C’est peut-être l’hormone rénale mal nommée, la vitamine D, qui a suscité le plus d’attention ces dernières années. La vitamine D est synthétisée dans la peau, lors de l’exposition à la lumière quasi ultraviolette. La forme active, la 1,25(OH)2D, qui est le métabolite le plus actif sur le plan biologique, est synthétisée dans les mitochondries des tubules proximaux du rein. Un autre métabolite, la 24,25 (OH)2D, est également formé dans le rein, tout comme la 25,26(OH)2D. Comme nous l’avons vu pour d’autres familles d’hormones, le rein est à la fois un organe producteur et un organe cible pour la vitamine D. La 1,25(OH)2D diminue la calciurie et la phosphaturie en augmentant la réabsorption des électrolytes au niveau des tubules proximaux. La carence et l’excès de vitamine D ont de multiples implications cliniques et celles-ci sont discutées par différents auteurs dans ce numéro de l’IJEM.
Le rein est souvent affecté par d’autres maladies endocriniennes. La néphropathie est une entité distincte et bien caractérisée dans le diabète sucré. D’autres anomalies hormonales telles que l’acromégalie, les troubles thyroïdiens et l’hyperparathyroïdie affectent également la structure et la fonction rénale.
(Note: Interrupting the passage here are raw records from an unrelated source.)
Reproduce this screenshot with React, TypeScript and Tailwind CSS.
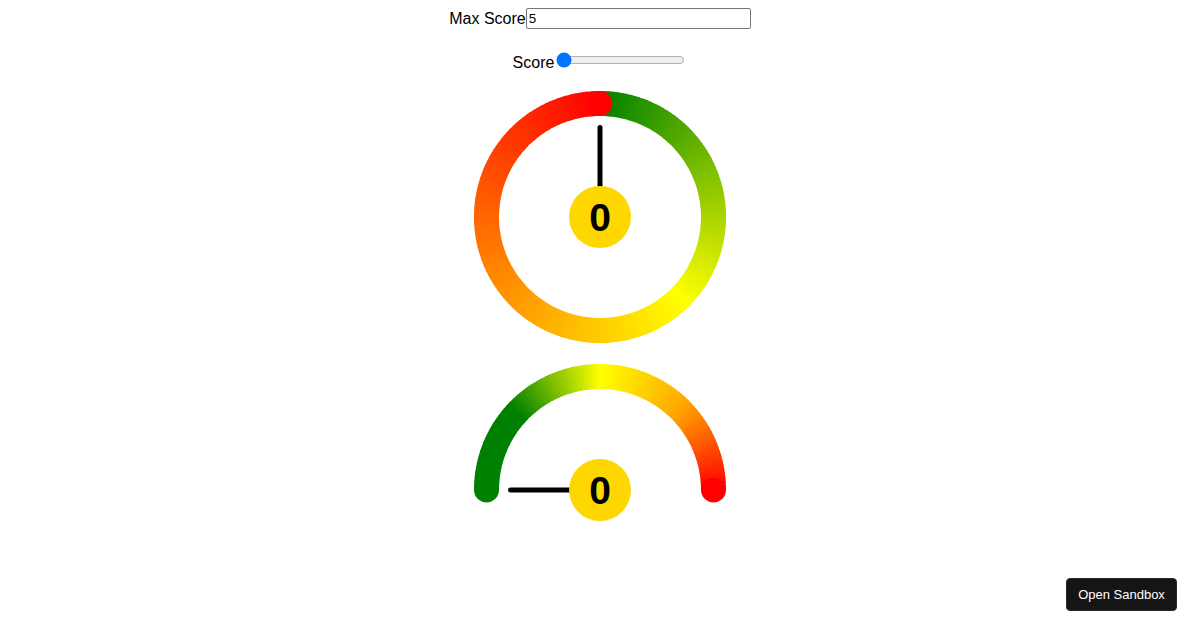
import { useState } from 'react';

type Stop = [number, [number, number, number]];

const GREEN: [number, number, number] = [0, 128, 0];
const YELLOW: [number, number, number] = [255, 255, 0];
const ORANGE: [number, number, number] = [255, 165, 0];
const RED: [number, number, number] = [255, 0, 0];

const FULL_STOPS: Stop[] = [
  [0, GREEN],
  [0.375, YELLOW],
  [1, RED],
];

const HALF_STOPS: Stop[] = [
  [0, GREEN],
  [0.24, GREEN],
  [0.5, YELLOW],
  [0.75, ORANGE],
  [1, RED],
];

function colorAt(stops: Stop[], t: number) {
  for (let i = 0; i < stops.length - 1; i++) {
    const [t1, c1] = stops[i];
    const [t2, c2] = stops[i + 1];
    if (t >= t1 && t <= t2) {
      const f = t2 === t1 ? 0 : (t - t1) / (t2 - t1);
      const c = c1.map((v, k) => Math.round(v + (c2[k] - v) * f));
      return `rgb(${c[0]},${c[1]},${c[2]})`;
    }
  }
  const last = stops[stops.length - 1][1];
  return `rgb(${last[0]},${last[1]},${last[2]})`;
}

// angle in degrees, clockwise from 12 o'clock
function point(cx: number, cy: number, r: number, deg: number) {
  const a = (deg * Math.PI) / 180;
  return [cx + r * Math.sin(a), cy - r * Math.cos(a)];
}

function arc(cx: number, cy: number, r: number, from: number, to: number) {
  const [x1, y1] = point(cx, cy, r, from);
  const [x2, y2] = point(cx, cy, r, to);
  return `M ${x1} ${y1} A ${r} ${r} 0 0 1 ${x2} ${y2}`;
}

const CX = 130;
const CY = 130;
const R = 113.5;
const SW = 25;

function GradientArc({ start, sweep, stops }: { start: number; sweep: number; stops: Stop[] }) {
  const n = Math.round(sweep / 2);
  const step = sweep / n;
  const segs = [];
  for (let i = 0; i < n; i++) {
    const a1 = start + i * step;
    const a2 = Math.min(start + (i + 1) * step + 0.6, start + sweep);
    segs.push(
      <path
        key={i}
        d={arc(CX, CY, R, a1, a2)}
        stroke={colorAt(stops, (i + 0.5) / n)}
        strokeWidth={SW}
        fill="none"
      />
    );
  }
  return <g>{segs}</g>;
}

function Hub({ value }: { value: number }) {
  return (
    <g>
      <circle cx={CX} cy={CY} r={31} fill="#ffd700" />
      <text
        x={CX}
        y={CY + 14}
        textAnchor="middle"
        fontFamily="'Liberation Sans', Arial, sans-serif"
        fontWeight="bold"
        fontSize={39}
        fill="#000"
      >
        {value}
      </text>
    </g>
  );
}

function FullGauge({ score, max }: { score: number; max: number }) {
  const angle = max > 0 ? (score / max) * 360 : 0;
  const [nx, ny] = point(CX, CY, 89.5, angle);
  const [ex, ey] = point(CX, CY, R, 360);
  return (
    <svg width={260} height={260} className="block mx-auto mt-[19px]">
      <GradientArc start={0} sweep={360} stops={FULL_STOPS} />
      <circle cx={ex} cy={ey} r={SW / 2} fill={colorAt(FULL_STOPS, 1)} />
      <line x1={CX} y1={CY} x2={nx} y2={ny} stroke="#000" strokeWidth={5} strokeLinecap="round" />
      <Hub value={score} />
    </svg>
  );
}

function HalfGauge({ score, max }: { score: number; max: number }) {
  const angle = -90 + (max > 0 ? (score / max) * 180 : 0);
  const [nx, ny] = point(CX, CY, 89.5, angle);
  const [sx, sy] = point(CX, CY, R, -90);
  const [ex, ey] = point(CX, CY, R, 90);
  return (
    <svg width={260} height={170} className="block mx-auto mt-[13px]">
      <GradientArc start={-90} sweep={180} stops={HALF_STOPS} />
      <circle cx={sx} cy={sy} r={SW / 2} fill={colorAt(HALF_STOPS, 0)} />
      <circle cx={ex} cy={ey} r={SW / 2} fill={colorAt(HALF_STOPS, 1)} />
      <line x1={CX} y1={CY} x2={nx} y2={ny} stroke="#000" strokeWidth={5} strokeLinecap="round" />
      <Hub value={score} />
    </svg>
  );
}

export default function App() {
  const [maxScore, setMaxScore] = useState('5');
  const [score, setScore] = useState(0);
  const max = Number(maxScore) || 0;

  return (
    <div className="min-h-screen bg-white text-black font-['Liberation_Sans',Arial,sans-serif] text-[16px]">
      <div className="flex justify-center items-center h-[21px] mt-[8px]">
        <span>Max Score</span>
        <input
          type="text"
          value={maxScore}
          onChange={(e) => setMaxScore(e.target.value)}
          className="w-[225px] h-[21px] border border-[#767676] rounded-[2px] px-[2px] text-[13.33px] bg-white outline-none"
        />
      </div>

      <div className="flex justify-center items-center h-[16px] mt-[23px]">
        <span className="pt-[5px]">Score</span>
        <input
          type="range"
          min={0}
          max={max}
          value={score}
          onChange={(e) => setScore(Number(e.target.value))}
          className="w-[129px] h-[16px] mx-[2px]"
        />
      </div>

      <FullGauge score={score} max={max} />
      <HalfGauge score={score} max={max} />

      <button className="fixed bottom-[19px] right-[23px] w-[111px] h-[33px] rounded-[4px] bg-[#151515] border border-[#2a2a2a] text-white text-[13px] font-['Liberation_Sans',Arial,sans-serif]">
        Open Sandbox
      </button>
    </div>
  );
}
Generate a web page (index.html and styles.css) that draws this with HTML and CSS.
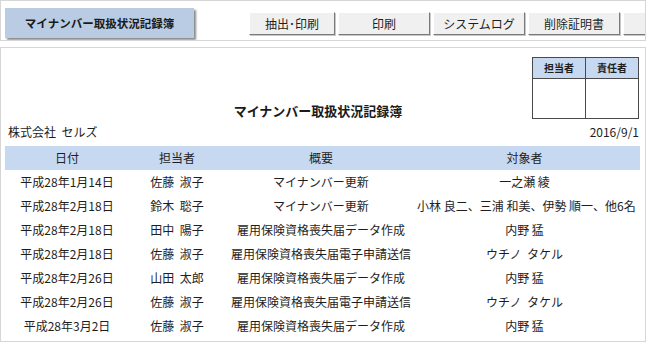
FILE: index.html
```html
<!DOCTYPE html>
<html lang="ja">
<head>
  <meta charset="UTF-8">
  <title>マイナンバー取扱状況記録簿</title>
  <link rel="stylesheet" href="styles.css">
</head>
<body>

  <div class="header">
    <div class="page-tab">マイナンバー取扱状況記録簿</div>
    <div class="toolbar">
      <button class="tool-button tool-button-narrow">抽出･印刷</button>
      <button class="tool-button">印刷</button>
      <button class="tool-button">システムログ</button>
      <button class="tool-button">削除証明書</button>
      <button class="tool-button"></button>
    </div>
  </div>

  <div class="sheet">
    <div class="sheet-top">
      <h1 class="sheet-title">マイナンバー取扱状況記録簿</h1>
      <table class="stamp">
        <tr><th>担当者</th><th>責任者</th></tr>
        <tr><td></td><td></td></tr>
      </table>
    </div>

    <div class="sheet-meta">
      <span>株式会社&nbsp;&nbsp;セルズ</span>
      <span>2016/9/1</span>
    </div>

    <table class="records">
      <colgroup>
        <col class="col-date">
        <col class="col-staff">
        <col class="col-summary">
        <col class="col-target">
      </colgroup>
      <thead>
        <tr><th>日付</th><th>担当者</th><th>概要</th><th class="target">対象者</th></tr>
      </thead>
      <tbody>
        <tr><td>平成28年1月14日</td><td>佐藤&nbsp;&nbsp;淑子</td><td>マイナンバー更新</td><td class="target">一之瀬 綾</td></tr>
        <tr><td>平成28年2月18日</td><td>鈴木&nbsp;&nbsp;聡子</td><td>マイナンバー更新</td><td class="target">小林 良二、三浦 和美、伊勢 順一、他6名</td></tr>
        <tr><td>平成28年2月18日</td><td>田中&nbsp;&nbsp;陽子</td><td>雇用保険資格喪失届データ作成</td><td class="target">内野 猛</td></tr>
        <tr><td>平成28年2月18日</td><td>佐藤&nbsp;&nbsp;淑子</td><td>雇用保険資格喪失届電子申請送信</td><td class="target">ウチノ&nbsp;&nbsp;タケル</td></tr>
        <tr><td>平成28年2月26日</td><td>山田&nbsp;&nbsp;太郎</td><td>雇用保険資格喪失届データ作成</td><td class="target">内野 猛</td></tr>
        <tr><td>平成28年2月26日</td><td>佐藤&nbsp;&nbsp;淑子</td><td>雇用保険資格喪失届電子申請送信</td><td class="target">ウチノ&nbsp;&nbsp;タケル</td></tr>
        <tr><td>平成28年3月2日</td><td>佐藤&nbsp;&nbsp;淑子</td><td>雇用保険資格喪失届データ作成</td><td class="target">内野 猛</td></tr>
      </tbody>
    </table>
  </div>

</body>
</html>
```

FILE: styles.css
```css
body {
  margin: 0;
  background: #ffffff;
  font-family: "Noto Sans CJK JP", sans-serif;
  font-size: 12px;
  color: #1e1e1e;
}

.header {
  width: 646px;
  height: 41px;
  box-sizing: border-box;
  border: 1px solid #d6d6d6;
  display: flex;
  align-items: center;
  overflow: hidden;
}

.page-tab {
  flex-shrink: 0;
  width: 189px;
  height: 30px;
  margin-left: 4px;
  margin-top: 4px;
  background: #b9cce4;
  box-shadow: 2px 2px 2px #8a8a8a;
  font-size: 11.5px;
  font-weight: bold;
  line-height: 30px;
  text-align: center;
  color: #1a1a1a;
}

.toolbar {
  display: flex;
  gap: 3px;
  margin-left: 55px;
  margin-top: 5px;
  flex-shrink: 0;
}

.tool-button {
  flex-shrink: 0;
  width: 92px;
  height: 23px;
  padding: 0;
  background: #f0f0f0;
  border: 1px solid;
  border-color: #ffffff #7a7a7a #7a7a7a #ffffff;
  box-shadow: 1px 1px 0 #c8c8c8;
  font-family: inherit;
  font-size: 12px;
  color: #1e1e1e;
  line-height: 21px;
}

.tool-button-narrow {
  width: 86px;
}

.sheet {
  width: 646px;
  height: 295px;
  box-sizing: border-box;
  margin-top: 6px;
  border: 1px solid #d6d6d6;
  padding: 9px 4px 0 4px;
}

.sheet-top {
  display: grid;
  grid-template-columns: 1fr auto 1fr;
}

.sheet-title {
  grid-column: 2;
  align-self: end;
  margin: 0 0 0 -10px;
  font-size: 13px;
  font-weight: bold;
  line-height: 16px;
  color: #1a1a1a;
}

.stamp {
  grid-column: 3;
  justify-self: end;
  margin-right: 2px;
  border-collapse: collapse;
}

.stamp th,
.stamp td {
  width: 52px;
  border: 1px solid #4a4a4a;
  padding: 0;
}

.stamp th {
  height: 20px;
  background: #c6d9f1;
  font-size: 10px;
  font-weight: bold;
  line-height: 20px;
}

.stamp td {
  height: 39px;
}

.sheet-meta {
  display: flex;
  justify-content: space-between;
  padding: 0 2px 0 3px;
  margin-top: 5px;
  line-height: 16px;
}

.records {
  width: 635px;
  margin-top: 6px;
  border-collapse: collapse;
  table-layout: fixed;
}

.col-date { width: 124px; }
.col-staff { width: 96px; }
.col-summary { width: 192px; }

.records th,
.records td {
  height: 24px;
  padding: 0;
  text-align: center;
  font-weight: normal;
  white-space: nowrap;
  line-height: 24px;
}

.records .target {
  padding-right: 8px;
}

.records th {
  background: #c6d9f1;
}
```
Ces entités font également partie de l’étude de l’endocrinologie rénale.
La croissance et le développement chez les enfants, ainsi que la nutrition sont d’autres domaines d’intérêt pour les endocrinologues rénaux. Un traitement hormonal approprié peut rétablir la normalité. De même, les questions de fertilité chez les patients atteints d’IRC, mais aussi après une transplantation, méritent une attention particulière de la part des endocrinologues rénaux.
Le présent numéro de l’IJEM tente de réunir deux superspécialités dynamiques et complémentaires de la médecine : la néphrologie et l’endocrinologie. Des revues exhaustives, des articles originaux pionniers et des rapports de cas intéressants présentent le large spectre et les perspectives stimulantes de l’endocrinologie rénale. Les développements en matière de diagnostic, de sémantique et de spécialités connexes sont également abordés. Les rédacteurs espèrent que cela encouragera davantage de chercheurs originaux dans ce domaine, non seulement en Inde, mais aussi dans le monde entier.